In the steamy, cocaine-dusted bowels of South America, the Colombian presidential race has taken a turn that would make a sober politician blush. Gunfire has become the new campaign speech, and the only thing thicker than the humidity is the irony. Britain’s mining giants, those chaps with hard hats and even harder hearts, are finding their precious mineral interests caught in the crossfire of a civil war that refuses to retire gracefully.
The frontrunner, a man whose name sounds like a brand of cheap rum, has promised to nationalise everything that isn’t nailed down, including the very ground upon which our esteemed copper and gold mines sit. His opponent, a fellow who looks like he was assembled from spare parts of previous dictators, has vowed to crush the rebels with an iron fist. Both, naturally, have the charisma of a damp sock and the integrity of a used car salesman.

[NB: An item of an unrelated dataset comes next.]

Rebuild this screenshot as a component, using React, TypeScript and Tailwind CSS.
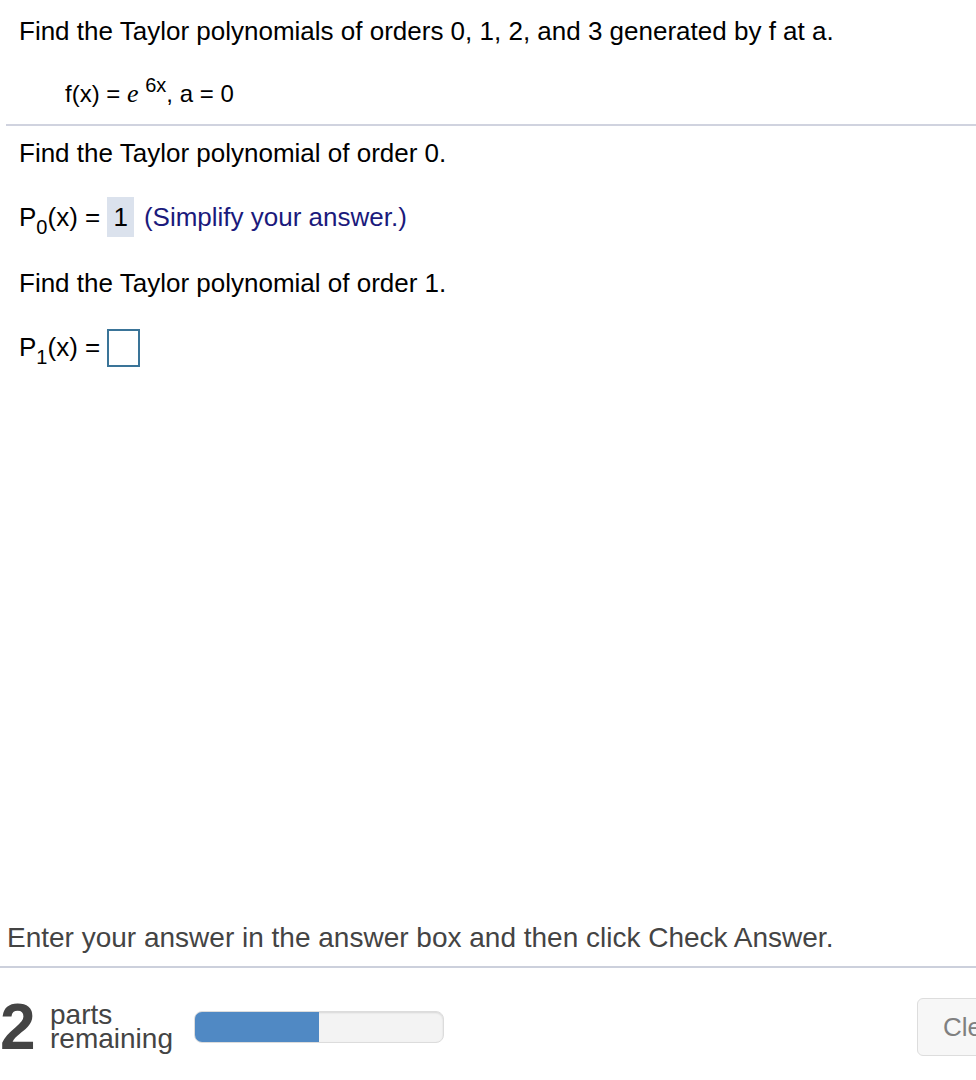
import React from 'react';

function Sub({ children }: { children: React.ReactNode }) {
  return <span className="relative top-[8px] text-[20px] leading-none">{children}</span>;
}

export default function App() {
  const parts = 2;
  const done = 0.5;

  return (
    <div className="h-[1080px] w-[976px] overflow-hidden bg-white flex flex-col font-['Liberation_Sans',Arial,sans-serif]">
      {/* question */}
      <div className="pl-[6px] text-black">
        <p className="pl-[13px] pt-[16px] text-[26px] leading-[30px]">
          Find the Taylor polynomials of orders 0, 1, 2, and 3 generated by f at a.
        </p>
        <p className="mt-[32px] pl-[59px] text-[24px] leading-[32px] whitespace-pre">
          f(x) = <span className="font-['Liberation_Serif',serif] italic text-[26px]">e</span>{' '}
          <span className="relative -top-[10px] text-[20px] leading-none">6x</span>, a = 0
        </p>
        <div className="mt-[14px] h-[2px] bg-[#d0d3df]" />

        <p className="mt-[12px] pl-[13px] text-[26px] leading-[30px]">Find the Taylor polynomial of order 0.</p>
        <p className="mt-[29px] pl-[13px] text-[26px] leading-[40px] whitespace-pre">
          P<Sub>0</Sub>(x) ={' '}
          <span className="inline-block h-[40px] bg-[#dbe2ed] px-[6px] leading-[40px]">1</span>
          <span className="ml-[10px] text-[#1b1a7c]">(Simplify your answer.)</span>
        </p>

        <p className="mt-[31px] pl-[13px] text-[26px] leading-[30px]">Find the Taylor polynomial of order 1.</p>
        <p className="mt-[29px] pl-[13px] text-[26px] leading-[40px] whitespace-pre">
          P<Sub>1</Sub>(x) = <span className="inline-block h-[38px] w-[33px] border-2 border-[#3a7498] bg-white align-[-11px]" />
        </p>
      </div>

      {/* footer */}
      <div className="mt-auto text-[#444]">
        <p className="pl-[7px] text-[28px] leading-[32px]">
          Enter your answer in the answer box and then click Check Answer.
        </p>
        <div className="mt-[12px] h-[2px] bg-[#ccd0dc]" />
        <div className="mt-[30px] mb-[24px] flex h-[58px] items-center">
          <span className="w-[36px] shrink-0 text-[64px] font-bold leading-[62px]">{parts}</span>
          <div className="ml-[14px] w-[144px] shrink-0 text-[28px] leading-[24px]">
            <div>parts</div>
            <div>remaining</div>
          </div>
          <div className="h-[32px] w-[250px] shrink-0 overflow-hidden rounded-[8px] border border-[#dcdcdc] bg-[#f3f3f3] shadow-[inset_0_1px_2px_rgba(0,0,0,0.12)]">
            <div className="h-full bg-[#5089c4]" style={{ width: `${done * 100}%` }} />
          </div>
          <button className="ml-[473px] h-[58px] shrink-0 whitespace-nowrap rounded-[6px] border border-[#dddddd] bg-[#f7f7f7] px-[25px] text-[26px] text-[#808080]">
            Clear All
          </button>
        </div>
      </div>
    </div>
  );
}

Meanwhile, the FARC, those Marxist revolutionaries who gave up kidnapping for Lent but decided to resume just in time for the elections, are running their own candidate. A man with a beard that could house several small bird species and a platform built on redistribution of wealth and the occasional hostage-taking. British shareholders are reaching for the gin, and frankly, who can blame them?
The streets of Bogotá are a symphony of chaos: tear gas, burning tyres, and the distant thrum of a helicopter that sounds suspiciously like a debt collector. The British Embassy has issued a tepid statement advising citizens to ‘remain vigilant’. This is the diplomatic equivalent of telling a man in a burning building to ‘maybe try the fire exit’.
Let us not forget the elephant in the room, or rather the jaguar in the jungle: the mining concessions. Deep in the Andes, our brave earth-rapers are extracting gold, copper, and a healthy dose of moral ambiguity. The local indigenous groups, who have been fighting for their land since before the Spanish arrived, are now caught between a rock and a hard place. Or more accurately, between a revolutionary and a multinational.
The British government, ever the pragmatist, has dispatched a ‘special envoy’. This is code for a retired general with a taste for rum and a briefcase full of bad ideas. He will no doubt negotiate with the dignity of a man trying to buy a used car while the dealer holds a gun to his head.
As the presidential race barrels towards its bloody climax, one thing is clear: the only winner will be the arms dealers. They are the true democrats, selling bullets to both sides with equal enthusiasm. And if the British mining interests are threatened, well, there’s always another country with a civil war and a mineral deposit. The world is, after all, a buffet of suffering.
So raise a glass, dear reader, to the chaos, to the hypocrisy, to the sheer audacity of it all. For in the end, the only thing that matters is profit. And gin, always gin.